The 2021 IPCC report will set the stage for the U.N. Climate Change Conference in Glasgow this November -- an event itself that requires much more media coverage and scrutiny. The report will surely be mandatory reading for leaders coming together to negotiate global commitments and actions to address the climate crisis. Media coverage of the report should repeatedly connect the findings of this report to global negotiations, in order to mount pressure and raise the stakes of this meeting.
It is vital that the coverage of the IPCC report is put firmly in the context of climate action at the national and global level.
3. Connect climate impacts to the fossil fuel industry
Coverage of the climate crisis largely characterizes the build-up of carbon emissions in our atmosphere as the cause of global warming but rarely does coverage explicitly discuss the fact that those emissions result from the burning of oil, gas, and coal. It may seem like semantics, but failing to clearly connect fossil fuels to the climate crisis detaches our dirty energy system and the industry that profits from it, which is no accident.
It is no secret that the fossil fuel industry doesn’t want its products associated with the climate crisis. It’s why Exxon and other Big Oil companies run ad campaigns about their investment in low-carbon technology like converting algae to fuel -- the ads are so pervasive that one would think the technologies mentioned are a major part of their portfolios. In fact, it represents a fraction of their businesses.
The fossil fuel industry’s branding campaigns intentionally distance themselves from fossil fuels while attempting to position themselves as proponents of climate action. A typical news consumer might be unaware of the fact that Big Oil in particular has spent decades sowing doubt on the realities of climate change and fighting any effort to break our dependency on their product. An Exxon lobbyist was recently caught on video admitting to tactics used to spread climate disinformation and detailing the critical role of congressional shills to ensure meaningful climate policy never sees the light of day. This smoking gun video was mostly ignored by legacy media. It is the responsibility of the media to expose Big Polluters' role in the climate crisis -- the IPCC report offers a fertile opportunity to do just that.
4. Hold decisions makers to account for climate inaction
Akin to what is or is not being done to address the overheating of our planet is the question of who is obstructing efforts to mitigate this global emergency.
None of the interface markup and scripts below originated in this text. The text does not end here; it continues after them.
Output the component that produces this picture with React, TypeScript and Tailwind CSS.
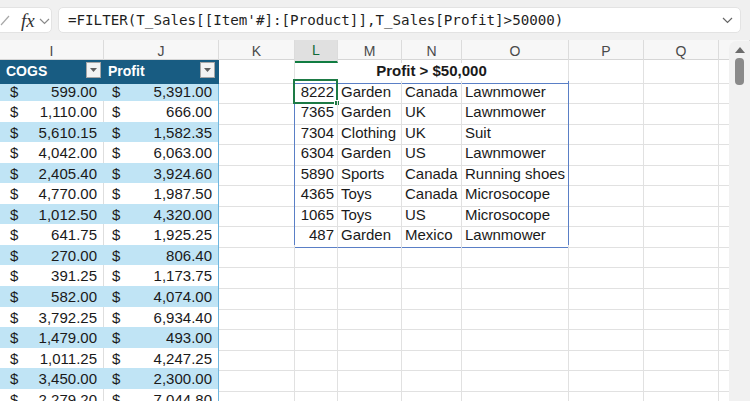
import React from "react";

const COLS =
  "grid grid-cols-[104px_115px_76px_43px_64px_60px_107px_75px_75px_31px]";

const left: [string, string][] = [
  ["599.00", "5,391.00"],
  ["1,110.00", "666.00"],
  ["5,610.15", "1,582.35"],
  ["4,042.00", "6,063.00"],
  ["2,405.40", "3,924.60"],
  ["4,770.00", "1,987.50"],
  ["1,012.50", "4,320.00"],
  ["641.75", "1,925.25"],
  ["270.00", "806.40"],
  ["391.25", "1,173.75"],
  ["582.00", "4,074.00"],
  ["3,792.25", "6,934.40"],
  ["1,479.00", "493.00"],
  ["1,011.25", "4,247.25"],
  ["3,450.00", "2,300.00"],
  ["2,279.20", "7,044.80"],
];

const spill: [string, string, string, string][] = [
  ["8222", "Garden", "Canada", "Lawnmower"],
  ["7365", "Garden", "UK", "Lawnmower"],
  ["7304", "Clothing", "UK", "Suit"],
  ["6304", "Garden", "US", "Lawnmower"],
  ["5890", "Sports", "Canada", "Running shoes"],
  ["4365", "Toys", "Canada", "Microsocope"],
  ["1065", "Toys", "US", "Microsocope"],
  ["487", "Garden", "Mexico", "Lawnmower"],
];

const letters = ["I", "J", "K", "L", "M", "N", "O", "P", "Q", ""];

function FilterBtn() {
  return (
    <div className="absolute right-[3px] top-[2px] w-[15px] h-[16px] bg-[#f3f3f3] border border-[#a6a6a6] flex items-center justify-center">
      <svg width="7" height="4" viewBox="0 0 7 4">
        <path d="M0 0 L7 0 L3.5 4 Z" fill="#606060" />
      </svg>
    </div>
  );
}

function Chevron({ color = "#8a8a8a" }: { color?: string }) {
  return (
    <svg width="11" height="7" viewBox="0 0 11 7">
      <path d="M1 1 L5.5 5.5 L10 1" fill="none" stroke={color} strokeWidth="1.2" />
    </svg>
  );
}

export default function App() {
  const grid = "border-b border-r border-[#e1e1e1]";
  return (
    <div
      className="relative w-[750px] h-[401px] overflow-hidden bg-white text-[#1a1a1a]"
      style={{ fontFamily: '"Liberation Sans", Arial, sans-serif' }}
    >
      {/* Formula bar */}
      <div className="h-[40px] bg-[#f0f0f0] flex items-start pt-[7px] gap-[6px]">
        <div className="ml-[-8px] w-[60px] h-[26px] bg-white border border-[#e3e3e3] rounded-[5px] flex items-center">
          <svg width="14" height="14" viewBox="0 0 14 14" className="ml-[4px]">
            <path d="M4 12 L12 3" stroke="#a8a8a8" strokeWidth="1.2" fill="none" />
          </svg>
          <span
            className="ml-[10px] text-[19px] italic leading-none text-[#333]"
            style={{ fontFamily: '"Liberation Serif", serif' }}
          >
            fx
          </span>
          <span className="ml-[4px] mt-[2px]">
            <Chevron />
          </span>
        </div>
        <div className="flex-1 mr-[9px] h-[26px] bg-white border border-[#e3e3e3] rounded-[5px] flex items-center pl-[9px] pr-[7px]">
          <span
            className="flex-1 text-[14.2px] leading-none text-[#1f1f1f] whitespace-nowrap"
            style={{ fontFamily: '"DejaVu Sans Mono", monospace' }}
          >
            =FILTER(T_Sales[[Item'#]:[Product]],T_Sales[Profit]&gt;50000)
          </span>
          <Chevron color="#666" />
        </div>
      </div>

      {/* Column headers */}
      <div className={`${COLS} h-[20px] bg-[#f7f7f7] border-b border-[#d6d6d6]`}>
        {letters.map((l, i) => (
          <div
            key={i}
            className={`flex items-center justify-center text-[14px] border-r border-[#dcdcdc] ${
              l === "L"
                ? "bg-[#e0e0e0] text-[#0f6b37] border-b-2 border-b-[#107c41]"
                : "text-[#4a4a4a]"
            }`}
          >
            {l}
          </div>
        ))}
      </div>

      {/* Title row */}
      <div className={`${COLS} h-[20.56px]`}>
        <div className="relative bg-[#185c82] border-b border-[#185c82] flex items-center pl-[6px] text-white font-bold text-[14px]">
          COGS
          <FilterBtn />
        </div>
        <div className="relative bg-[#185c82] border-b border-r border-[#185c82] flex items-center pl-[4px] text-white font-bold text-[14px]">
          Profit
          <FilterBtn />
        </div>
        <div className={grid} />
        <div className="col-span-4 border-b border-r border-b-[#5a7fc6] border-r-[#e1e1e1] flex items-center justify-center font-bold text-[15px]">
          Profit &gt; $50,000
        </div>
        <div className={grid} />
        <div className={grid} />
        <div className={grid} />
      </div>

      {/* Data rows */}
      {left.map((lv, r) => {
        const band = r % 2 === 0;
        const bg = band ? "bg-[#c0e4f5]" : "bg-white";
        const sp = spill[r];
        const inSpill = r < spill.length;
        const lastSpill = r === spill.length - 1;
        const spB = lastSpill ? "border-b-[#5a7fc6]" : "border-b-[#e1e1e1]";
        return (
          <div key={r} className={`${COLS} h-[20.56px] text-[15px]`}>
            <div
              className={`${bg} border-b border-r border-b-[#93cdea] ${
                band ? "border-r-[#c0e4f5]" : "border-r-[#dedede]"
              } flex items-center justify-between pl-[10px] pr-[6px]`}
            >
              <span>$</span>
              <span>{lv[0]}</span>
            </div>
            <div
              className={`${bg} border-b border-r border-b-[#93cdea] border-r-[#6fb6de] flex items-center justify-between pl-[8px] pr-[6px]`}
            >
              <span>$</span>
              <span>{lv[1]}</span>
            </div>
            <div
              className={`border-b border-r border-b-[#e1e1e1] ${
                inSpill ? "border-r-[#5a7fc6]" : "border-r-[#e1e1e1]"
              }`}
            />
            {inSpill ? (
              <>
                <div
                  className={`relative border-b border-r ${spB} border-r-[#e1e1e1] flex items-center justify-end pr-[3px]`}
                >
                  {sp[0]}
                  {r === 0 && (
                    <div className="absolute left-[-2px] top-[-2px] right-[-1px] bottom-[-1px] border-2 border-[#1d7a45]">
                      <div className="absolute right-[-4px] bottom-[-4px] w-[6px] h-[6px] bg-[#1d7a45] border border-white" />
                    </div>
                  )}
                </div>
                <div className={`border-b border-r ${spB} border-r-[#e1e1e1] flex items-center pl-[3px]`}>
                  {sp[1]}
                </div>
                <div className={`border-b border-r ${spB} border-r-[#e1e1e1] flex items-center pl-[3px]`}>
                  {sp[2]}
                </div>
                <div className={`border-b border-r ${spB} border-r-[#5a7fc6] flex items-center pl-[3px] whitespace-nowrap`}>
                  {sp[3]}
                </div>
              </>
            ) : (
              <>
                <div className={grid} />
                <div className={grid} />
                <div className={grid} />
                <div className={grid} />
              </>
            )}
            <div className={grid} />
            <div className={grid} />
            <div className={grid} />
          </div>
        );
      })}

      {/* Vertical scrollbar */}
      <div className="absolute left-[729px] top-[41px] w-[21px] h-[360px] bg-[#f1f1f1] rounded-tl-[8px] flex flex-col items-center">
        <svg width="10" height="6" viewBox="0 0 10 6" className="mt-[6px]">
          <path d="M0 6 L5 0 L10 6 Z" fill="#6b6b6b" />
        </svg>
        <div className="mt-[5px] w-[9px] h-[27px] rounded-[4px] bg-[#8a8a8a]" />
      </div>
    </div>
  );
}
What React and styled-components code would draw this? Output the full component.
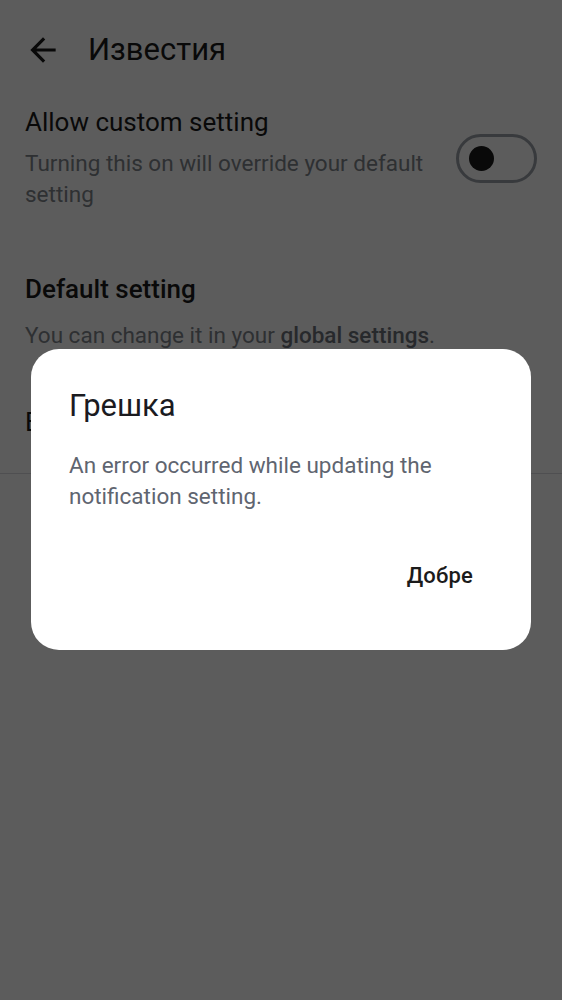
import React from "react";
import styled, { createGlobalStyle } from "styled-components";

const Global = createGlobalStyle`
  html, body { margin: 0; padding: 0; background: #ffffff; }
  body { font-family: Roboto, "Noto Sans", "Liberation Sans", sans-serif; }
  * { box-sizing: border-box; }
`;

const Screen = styled.div`
  position: relative;
  width: 562px;
  height: 1000px;
  overflow: hidden;
  background: #ffffff;
`;

const Header = styled.header`
  height: 100px;
  display: flex;
  align-items: center;
  padding-left: 24px;
  gap: 26px;
`;

const BackIcon = styled.svg`
  width: 38px;
  height: 38px;
  fill: #1b1b1b;
  flex: none;
`;

const Title = styled.h1`
  margin: 0;
  font-size: 31px;
  line-height: 36px;
  font-weight: 400;
  color: #1b1b1b;
`;

const Row = styled.div`
  display: flex;
  align-items: center;
  padding: 6px 25px 0 25px;
  gap: 20px;
`;

const RowText = styled.div`
  flex: 1;
  display: flex;
  flex-direction: column;
  gap: 10px;
`;

const RowTitle = styled.div`
  font-size: 26px;
  line-height: 32px;
  font-weight: ${(p) => (p.$strong ? 500 : 400)};
  color: #1b1b1b;
`;

const RowSub = styled.div`
  font-size: 22.5px;
  line-height: 31px;
  color: #80858c;
  b { font-weight: 500; color: #6e737a; }
`;

const Track = styled.div`
  width: 81px;
  height: 49px;
  border: 3px solid #9ba1a8;
  border-radius: 25px;
  display: flex;
  align-items: center;
  padding-left: 10px;
  flex: none;
`;

const Thumb = styled.div`
  width: 25px;
  height: 25px;
  border-radius: 50%;
  background: #1a1a1a;
`;

const Section = styled.div`
  padding: 63px 25px 0 25px;
  display: flex;
  flex-direction: column;
  gap: 15px;
`;

const NextRow = styled.div`
  padding: 55px 25px 0 25px;
  height: 123px;
  border-bottom: 1px solid #dadce0;
  font-size: 26px;
  line-height: 32px;
  color: #1b1b1b;
`;

const Overlay = styled.div`
  position: absolute;
  inset: 0;
  background: rgba(0, 0, 0, 0.64);
  display: flex;
  justify-content: center;
  align-items: flex-start;
  padding-top: 349px;
`;

const Dialog = styled.div`
  width: 500px;
  height: 301px;
  background: #ffffff;
  border-radius: 28px;
  padding: 39px 38px 0 38px;
  display: flex;
  flex-direction: column;
`;

const DialogTitle = styled.h2`
  margin: 0;
  font-size: 31px;
  line-height: 36px;
  font-weight: 400;
  color: #1b1b1f;
`;

const DialogBody = styled.p`
  margin: 26px 0 0 0;
  font-size: 22.5px;
  line-height: 31px;
  color: #5f6570;
`;

const Actions = styled.div`
  display: flex;
  justify-content: flex-end;
  margin-top: 43px;
`;

const TextButton = styled.button`
  border: none;
  background: transparent;
  padding: 0 20px;
  height: 40px;
  font-family: inherit;
  font-size: 22px;
  font-weight: 500;
  letter-spacing: 0.2px;
  color: #1b1b1b;
`;

export default function App() {
  return (
    <>
      <Global />
      <Screen>
        <Header>
          <BackIcon viewBox="0 0 24 24">
            <path d="M20 11H7.83l5.59-5.59L12 4l-8 8 8 8 1.41-1.41L7.83 13H20v-2z" />
          </BackIcon>
          <Title>Известия</Title>
        </Header>
        <Row>
          <RowText>
            <RowTitle>Allow custom setting</RowTitle>
            <RowSub>Turning this on will override your default setting</RowSub>
          </RowText>
          <Track>
            <Thumb />
          </Track>
        </Row>
        <Section>
          <RowTitle $strong>Default setting</RowTitle>
          <RowSub>
            You can change it in your <b>global settings</b>.
          </RowSub>
        </Section>
        <NextRow>Both</NextRow>
        <Overlay>
          <Dialog>
            <DialogTitle>Грешка</DialogTitle>
            <DialogBody>An error occurred while updating the notification setting.</DialogBody>
            <Actions>
              <TextButton>Добре</TextButton>
            </Actions>
          </Dialog>
        </Overlay>
      </Screen>
    </>
  );
}
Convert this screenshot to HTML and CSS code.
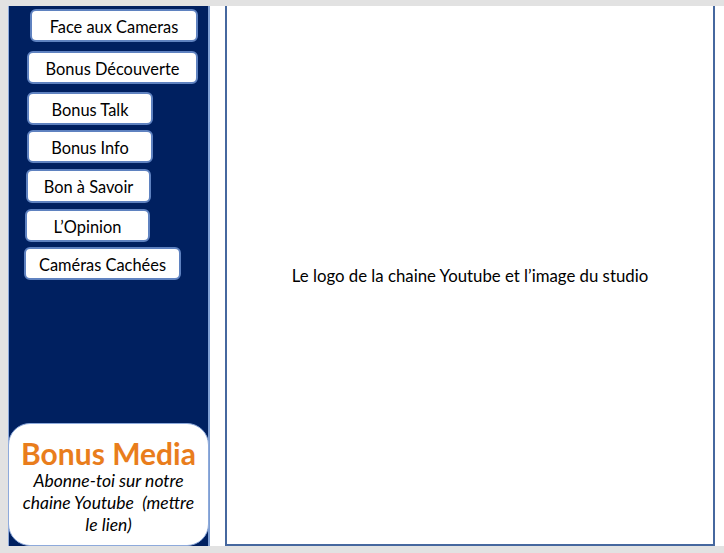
FILE: index.html
```html
<!DOCTYPE html>
<html lang="fr">
<head>
<meta charset="utf-8">
<title>Bonus Media</title>
<link rel="stylesheet" href="styles.css">
</head>
<body>
<div class="slide">
  <aside class="sidebar">
    <nav class="menu">
      <div class="btn btn-1">Face aux Cameras</div>
      <div class="btn btn-2">Bonus Découverte</div>
      <div class="btn btn-3">Bonus Talk</div>
      <div class="btn btn-4">Bonus Info</div>
      <div class="btn btn-5">Bon à Savoir</div>
      <div class="btn btn-6">L’Opinion</div>
      <div class="btn btn-7">Caméras Cachées</div>
    </nav>
    <div class="card">
      <div class="card-title">Bonus Media</div>
      <div class="card-text">Abonne-toi sur notre<br>chaine Youtube&nbsp; (mettre<br>le lien)</div>
    </div>
  </aside>
  <main class="main">
    <div class="frame">
      <p class="frame-text">Le logo de la chaine Youtube et l’image du studio</p>
    </div>
  </main>
</div>
</body>
</html>
```
FILE: styles.css
```css
html, body {
  margin: 0;
  padding: 0;
}
body {
  background: #e2e2e2;
  width: 724px;
  height: 553px;
  overflow: hidden;
  font-family: Lato, "Open Sans", sans-serif;
  color: #000;
}
.slide {
  margin: 6px 0 0 8px;
  width: 716px;
  height: 540px;
  background: #fff;
  display: flex;
}
.sidebar {
  width: 199px;
  background: #002060;
  border-left: 1px solid #8eaadb;
  border-right: 2px solid #7f9fd3;
  display: flex;
  flex-direction: column;
}
.menu {
  display: flex;
  flex-direction: column;
  align-items: flex-start;
}
.btn {
  box-sizing: border-box;
  height: 33px;
  padding-top: 1px;
  background: #fff;
  border: 2px solid #5f82c0;
  border-radius: 6px;
  display: flex;
  align-items: center;
  justify-content: center;
  font-size: 16.4px;
  white-space: nowrap;
}
.btn-1 { margin: 3px 0 0 21px; width: 168px; }
.btn-2 { margin: 9px 0 0 18px; width: 171px; }
.btn-3 { margin: 8px 0 0 18px; width: 126px; }
.btn-4 { margin: 5px 0 0 18px; width: 126px; }
.btn-5 { margin: 6px 0 0 17px; width: 125px; height: 34px; }
.btn-6 { margin: 6px 0 0 16px; width: 125px; }
.btn-7 { margin: 5px 0 0 15px; width: 157px; }
.card {
  margin-top: auto;
  margin-left: -1px;
  margin-right: -1px;
  box-sizing: border-box;
  height: 123px;
  background: #fff;
  border: 1px solid #8eaadb;
  border-radius: 22px;
  display: flex;
  flex-direction: column;
  align-items: center;
  padding: 12px 2px 0;
  text-align: center;
}
.card-title {
  color: #e97d1c;
  font-weight: 700;
  font-size: 30px;
  line-height: 34px;
}
.card-text {
  font-style: italic;
  font-size: 17.5px;
  line-height: 22px;
  white-space: nowrap;
}
.main {
  flex: 1;
  padding: 0 9px 0 15px;
  display: flex;
}
.frame {
  flex: 1;
  box-sizing: border-box;
  border: 2px solid #46689f;
  border-top: none;
  display: flex;
  align-items: center;
  justify-content: center;
}
.frame-text {
  margin: 0;
  font-size: 16.8px;
}
```
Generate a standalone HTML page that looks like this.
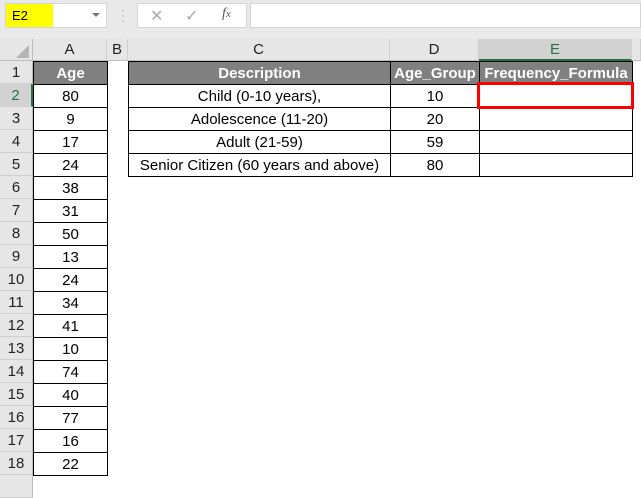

In fact, these two discussions need to happen in tandem. The fossil fuel industry has waged a war against climate action but they have not acted alone.
In fact, it has only been successful because the bidding for Big Polluters has been carried out, in part, by decision-makers at all levels of government. But opposition to climate efforts is usually framed as a lawmaker’s legitimate position without disclosure of who benefits from climate inaction or the dire consequences of failing to act. For example, the infrastructure bill that was stripped of climate provisions was covered as a win for Republicans. Washington Post media critic Margaret Sullivan recently made the case that political reporting which frames congressional actions around winners and losers and treats each side's actions as equivalent, in this case related to efforts to understand the events of January 6, is a threat to our democracy. The same should apply for reporting that covers climate policy. Reporting that gives politicians a pass for obstructing action on climate, especially when those politicians do so because they don’t “believe” conclusions like the ones reached in the IPCC report or because they are recipients of fossil fuel money, is a threat to our planet.
5. Interview a multitude of stakeholders and representatives from impacted communities, and don’t platform climate deniers
Climate scientists should be tapped by print and TV news to help translate and contextualize the report’s findings for the public. In 2013, scientists made up 54% of all guests in climate segments which was largely driven by the release of the IPCC report that year, but scientists' appearances are not always that consistent. For example, last year that number dropped to 9%, and in 2019 -- a year more on par with 2021 in terms of the quantity of coverage -- scientists made up 22% of guests in climate segments.
That said, it is highly likely that initial coverage of the IPCC report will include the perspective of climate scientists, but they should not be the only community represented. Even within the climate science community, the vast majority of those who appear on TV news are white men, but the impacts of climate change are disproportionately borne by women and people of color -- and those groups have been woefully underrepresented in climate coverage. Last year, continuing an ongoing trend -- people of color made up only 8% of guests who were interviewed or featured in the corporate broadcast networks’ climate coverage. Women made up 28% of guests -- and of the 89 total guests, only six were women of color.
And if outlets and newsrooms commit to fully covering this report, there is an opportunity to hear about the experiences of frontline communities, farming communities, and climate first-responders like firefighters, public health professionals, and humanitarian aid workers -- and even Olympic athletes. There is an opportunity to leverage this report to illustrate myriad ways the climate crisis is already affecting our lives and livelihoods. And coverage should expand beyond the first day of the report’s release to include those working toward and innovating climate solutions.
Those that deny climate change and are obstructing efforts to address it should be excluded from participating in coverage of the IPCC report. It should go without saying, but as recently as 2018 -- when the IPCC’s special report was followed by the National Climate Assessment (released every five years and vetted by 14 federal U.S. agencies) -- mainstream media invited climate deniers to provide commentary on scientific findings. Broadcast news also ran a number of segments which included footage of then-President Donald Trump expressing denial or skepticism about climate science, often by casting doubt on the IPCC report or the National Climate Assessment, without rebutting his comments. U.S media coverage of the 2013 assessment was riddled with commentary challenging the report's conclusions on the state of the climate crisis. And while the science and the crisis are even more advanced than they were in 2013 and the current administration does not deny climate, mainstream media is still highly vulnerable to false balance in order to appear unbiased.
Media must treat this report as a major news story and a catalyst for better climate coverage
These steps hinge on and assume that the major news outlets will cover the release of the IPCC report on August 9 -- that both airtime and print will be sufficiently dedicated to unpacking the findings and recommendation -- eight years in the making -- from a panel of more than 200 leading experts. Recent coverage of the climate crisis allows both this cautious optimism and the looming reality that a shinier story could push climate out of prime time and off the front pages. The report’s findings are not going to be shocking, insofar as they will be surprising. In a nutshell, the report will likely say the climate crisis is us, it's now, and it's going to get way worse if we don’t act boldly and urgently. But what the media does with that information and how it tells this story has the power to lay the foundation for national and global action.